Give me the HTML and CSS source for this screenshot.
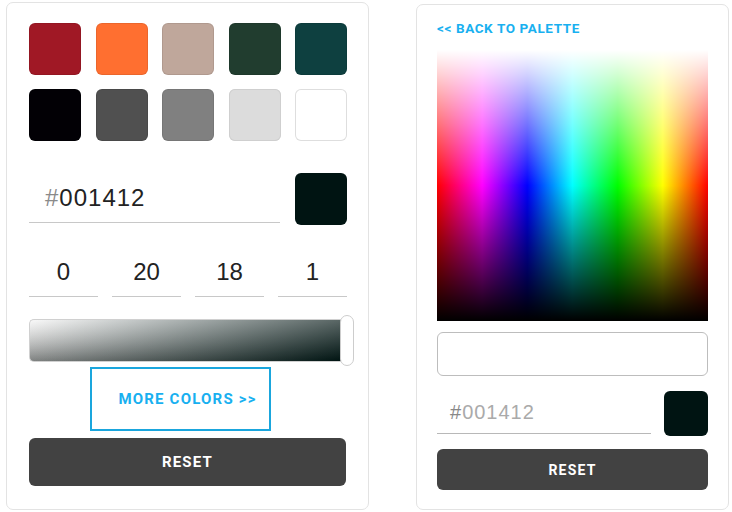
FILE: index.html
```html
<!DOCTYPE html>
<html>
<head>
<meta charset="utf-8">
<link rel="stylesheet" href="styles.css">
</head>
<body>
<div class="page">
  <div class="card card-palette">
    <div class="swatches">
      <div class="sw" style="background:#a01825"></div>
      <div class="sw" style="background:#ff6f30"></div>
      <div class="sw" style="background:#bfa79b"></div>
      <div class="sw" style="background:#213d2f"></div>
      <div class="sw" style="background:#0e4040"></div>
      <div class="sw" style="background:#020005"></div>
      <div class="sw" style="background:#505050"></div>
      <div class="sw" style="background:#808080"></div>
      <div class="sw sw-light" style="background:#dcdcdc"></div>
      <div class="sw sw-light" style="background:#ffffff"></div>
    </div>
    <div class="hex-row">
      <div class="hex-input"><span class="hash">#</span>001412</div>
      <div class="preview"></div>
    </div>
    <div class="rgba-row">
      <div class="num">0</div>
      <div class="num">20</div>
      <div class="num">18</div>
      <div class="num">1</div>
    </div>
    <div class="slider">
      <div class="track"></div>
      <div class="handle"></div>
    </div>
    <div class="more">MORE COLORS &gt;&gt;</div>
    <div class="reset">RESET</div>
  </div>

  <div class="card card-picker">
    <div class="back">&lt;&lt; BACK TO PALETTE</div>
    <div class="spectrum"></div>
    <div class="empty-box"></div>
    <div class="hex-row2">
      <div class="hex-input2"><span class="hash2">#</span>001412</div>
      <div class="preview2"></div>
    </div>
    <div class="reset reset2">RESET</div>
  </div>
</div>
</body>
</html>
```
FILE: styles.css
```css
* { box-sizing: border-box; }
html, body { margin: 0; padding: 0; background: #fff; }
body { width: 732px; height: 512px; overflow: hidden; font-family: "Liberation Sans", Arial, sans-serif; }

.page {
  display: flex;
  align-items: flex-start;
  padding-left: 6px;
  gap: 47px;
}

.card {
  background: #fff;
  border: 1px solid #e3e3e3;
  border-radius: 7px;
}

.card-palette {
  width: 363px;
  margin-top: 2px;
  padding: 20px 22px 23px 22px;
}

.swatches {
  width: 318px;
  display: grid;
  grid-template-columns: repeat(5, 52px);
  justify-content: space-between;
  row-gap: 14px;
}
.sw {
  height: 52px;
  border-radius: 6px;
  box-shadow: inset 0 0 0 1px rgba(0,0,0,0.08);
}
.sw-light { box-shadow: inset 0 0 0 1px #cfcfcf; }
.sw-light + .sw-light { box-shadow: inset 0 0 0 1px #dedede; }

.hex-row {
  width: 318px;
  margin-top: 32px;
  display: flex;
  align-items: flex-start;
  gap: 15px;
}
.hex-input {
  width: 251px;
  height: 50px;
  border-bottom: 1px solid #c8c8c8;
  padding-left: 16px;
  font-size: 24px;
  letter-spacing: 1px;
  line-height: 49px;
  color: #222;
}
.hash { color: #8a8a8a; }
.preview {
  width: 52px;
  height: 52px;
  border-radius: 6px;
  background: #001412;
}

.rgba-row {
  width: 318px;
  margin-top: 25px;
  display: flex;
  gap: 14px;
}
.num {
  flex: 1;
  height: 47px;
  border-bottom: 1px solid #c8c8c8;
  text-align: center;
  font-size: 24px;
  line-height: 44px;
  color: #222;
}

.slider {
  position: relative;
  width: 318px;
  margin-top: 22px;
  height: 43px;
}
.track {
  width: 312px;
  height: 43px;
  border-radius: 5px 0 0 5px;
  border: 1px solid #d0d0d0;
  border-right: none;
  background:
    linear-gradient(to bottom, rgba(255,255,255,0.35), rgba(255,255,255,0)),
    linear-gradient(to right, rgba(0,20,18,0), #001412),
    linear-gradient(to bottom, #f5f5f5, #7f8281);
}
.handle {
  position: absolute;
  left: 311px;
  top: -4px;
  width: 14px;
  height: 51px;
  background: #fff;
  border: 1px solid #cdcdcd;
  border-radius: 7px;
}

.more {
  width: 181px;
  height: 64px;
  margin-top: 5px;
  margin-left: 61px;
  border: 2px solid #1aa6dd;
  padding-left: 14px;
  font-family: Roboto, "Liberation Sans", sans-serif;
  font-weight: 700;
  font-size: 15px;
  letter-spacing: 1.2px;
  color: #18b0f0;
  display: flex;
  align-items: center;
  justify-content: center;
}

.reset {
  margin-top: 7px;
  height: 48px;
  border-radius: 6px;
  background: #424242;
  color: #fff;
  font-family: Roboto, "Liberation Sans", sans-serif;
  font-weight: 700;
  font-size: 15px;
  letter-spacing: 1.2px;
  display: flex;
  align-items: center;
  justify-content: center;
}

.card-picker {
  width: 313px;
  margin-top: 4px;
  padding: 13px 20px 19px 20px;
}
.back {
  height: 20px;
  line-height: 20px;
  font-family: Roboto, "Liberation Sans", sans-serif;
  font-weight: 700;
  font-size: 13.5px;
  letter-spacing: 0.6px;
  color: #18b0f0;
}
.spectrum {
  margin-top: 12px;
  height: 271px;
  background:
    linear-gradient(to bottom, #fff 0%, rgba(255,255,255,0) 50%, rgba(0,0,0,0) 50%, #000 100%),
    linear-gradient(to right, #f00 0%, #f0f 16.7%, #00f 33.3%, #0ff 50%, #0f0 66.7%, #ff0 83.3%, #f00 100%);
}
.empty-box {
  margin-top: 11px;
  height: 44px;
  border: 1px solid #bdbdbd;
  border-radius: 6px;
}
.hex-row2 {
  margin-top: 15px;
  display: flex;
  align-items: flex-start;
  gap: 13px;
}
.hex-input2 {
  width: 214px;
  height: 43px;
  border-bottom: 1px solid #b8b8b8;
  padding-left: 13px;
  font-size: 20px;
  letter-spacing: 1px;
  line-height: 43px;
  color: #aaaaaa;
}
.hash2 { color: #888; }
.preview2 {
  width: 44px;
  height: 45px;
  border-radius: 6px;
  background: #001412;
}
.reset2 {
  margin-top: 13px;
  height: 41px;
  font-size: 14px;
}
```
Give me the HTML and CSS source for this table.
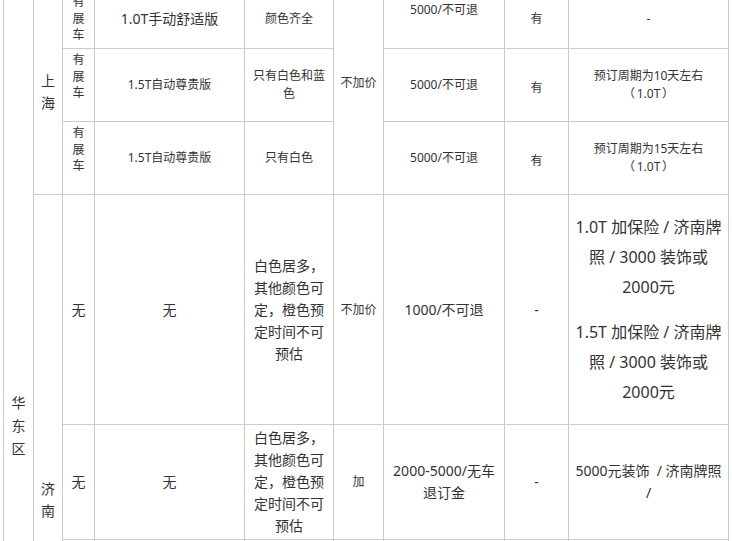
FILE: index.html
```html
<!DOCTYPE html>
<html lang="zh-CN">
<head>
<meta charset="utf-8">
<title>车型订购信息</title>
<link rel="stylesheet" href="styles.css">
</head>
<body>
<table class="grid">
  <tr class="r1">
    <td class="c1 region" rowspan="6">华<br>东<br>区</td>
    <td class="c2 city" rowspan="3">上<br>海</td>
    <td class="c3 stock">有<br>展<br>车</td>
    <td class="c4 t14">1.0T手动舒适版</td>
    <td class="c5">颜色齐全</td>
    <td class="c6 extra" rowspan="3">不加价</td>
    <td class="c7 extra">5000/不可退</td>
    <td class="c8">有</td>
    <td class="c9">-</td>
  </tr>
  <tr class="r2">
    <td class="stock extra2">有<br>展<br>车</td>
    <td>1.5T自动尊贵版</td>
    <td>只有白色和蓝<br>色</td>
    <td>5000/不可退</td>
    <td class="low">有</td>
    <td>预订周期为10天左右<br><span class="po">（</span>1.0T<span class="pc">）</span></td>
  </tr>
  <tr class="r3">
    <td class="stock extra2">有<br>展<br>车</td>
    <td>1.5T自动尊贵版</td>
    <td>只有白色</td>
    <td>5000/不可退</td>
    <td class="low">有</td>
    <td>预订周期为15天左右<br><span class="po">（</span>1.0T<span class="pc">）</span></td>
  </tr>
  <tr class="r4">
    <td class="city" rowspan="3">济<br>南</td>
    <td class="t14">无</td>
    <td class="t14">无</td>
    <td class="t14">白色居多，<br>其他颜色可<br>定，橙色预<br>定时间不可<br>预估</td>
    <td>不加价</td>
    <td class="t14">1000/不可退</td>
    <td class="t14">-</td>
    <td class="t16">
      <p class="para">1.0T 加保险 / 济南牌<br>照 / 3000 装饰或<br>2000元</p>
      <p class="para">1.5T 加保险 / 济南牌<br>照 / 3000 装饰或<br>2000元</p>
    </td>
  </tr>
  <tr class="r5">
    <td class="t14">无</td>
    <td class="t14">无</td>
    <td class="t14">白色居多，<br>其他颜色可<br>定，橙色预<br>定时间不可<br>预估</td>
    <td>加</td>
    <td class="t14">2000-5000/无车<br>退订金</td>
    <td class="t14">-</td>
    <td class="t14">5000元装饰 &nbsp;/ 济南牌照<br>/</td>
  </tr>
  <tr class="r6">
    <td></td>
    <td></td>
    <td></td>
    <td></td>
    <td></td>
    <td></td>
    <td></td>
  </tr>
</table>
</body>
</html>
```

FILE: styles.css
```css
html, body {
  margin: 0;
  padding: 0;
  background: #fff;
}

body {
  height: 541px;
  overflow: hidden;
  font-family: "Noto Sans", "Noto Sans CJK SC", sans-serif;
  color: #333;
}

.grid {
  border-collapse: separate;
  border-spacing: 0;
  table-layout: fixed;
  width: 726px;
  margin: -11px 0 0 3px;
  border-top: 1px solid #ccc;
  border-left: 1px solid #ccc;
}

.grid td {
  box-sizing: border-box;
  border-right: 1px solid #ccc;
  border-bottom: 1px solid #ccc;
  padding: 0 2px;
  text-align: center;
  vertical-align: middle;
  font-size: 12px;
  line-height: 18px;
}

.c1 { width: 30px; }
.c2 { width: 29px; }
.c3 { width: 32px; }
.c4 { width: 150px; }
.c5 { width: 89px; }
.c6 { width: 50px; }
.c7 { width: 121px; }
.c8 { width: 64px; }
.c9 { width: 160px; }

.r1 { height: 59px; }
.r2 { height: 73px; }
.r3 { height: 73px; }
.r4 { height: 230px; }
.r5 { height: 115px; }
.r6 { height: 265px; }

.grid td.region {
  vertical-align: top;
  padding-top: 401px;
  font-size: 14px;
  line-height: 23px;
}

.grid td.city {
  font-size: 14px;
  line-height: 22px;
}

.grid td.stock {
  line-height: 16.5px;
}

.grid td.extra {
  padding-bottom: 18px;
}

.grid td.extra2 {
  padding-bottom: 16.5px;
}

.grid td.low {
  padding-top: 5px;
}

.grid td.t14 {
  font-size: 14px;
  line-height: 22px;
}

.grid td.t16 {
  font-size: 16px;
  line-height: 30px;
  white-space: nowrap;
}

.po,
.pc {
  display: inline-block;
  width: 1em;
}

.po {
  text-align: right;
  padding-right: 0.15em;
}

.pc {
  text-align: left;
  padding-left: 0.15em;
}

.para {
  margin: 0;
}

.para + .para {
  margin-top: 15px;
}
```
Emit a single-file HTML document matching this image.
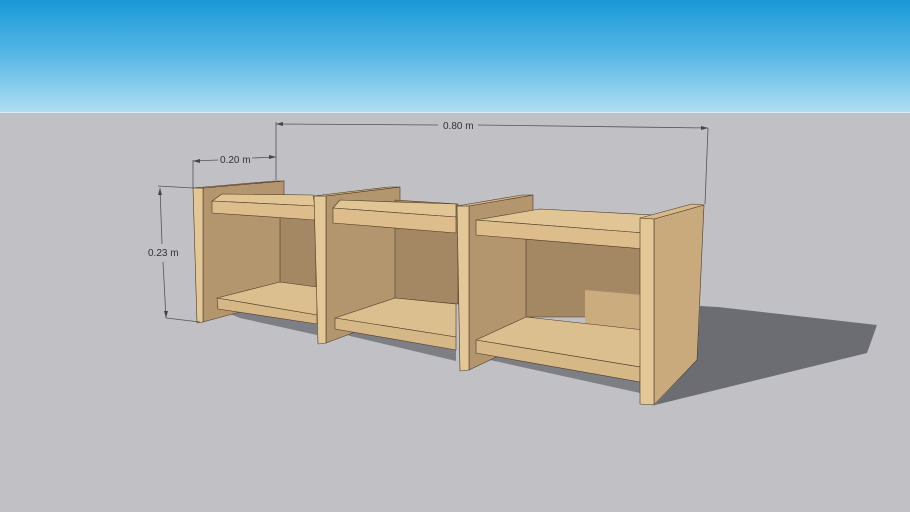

▬▬▬

Required work: Scan the entries above. Copy each line that has the string "source".

Finished exercise:
Give me the HTML and CSS source for this screenshot.
Give me the HTML and CSS source for this table.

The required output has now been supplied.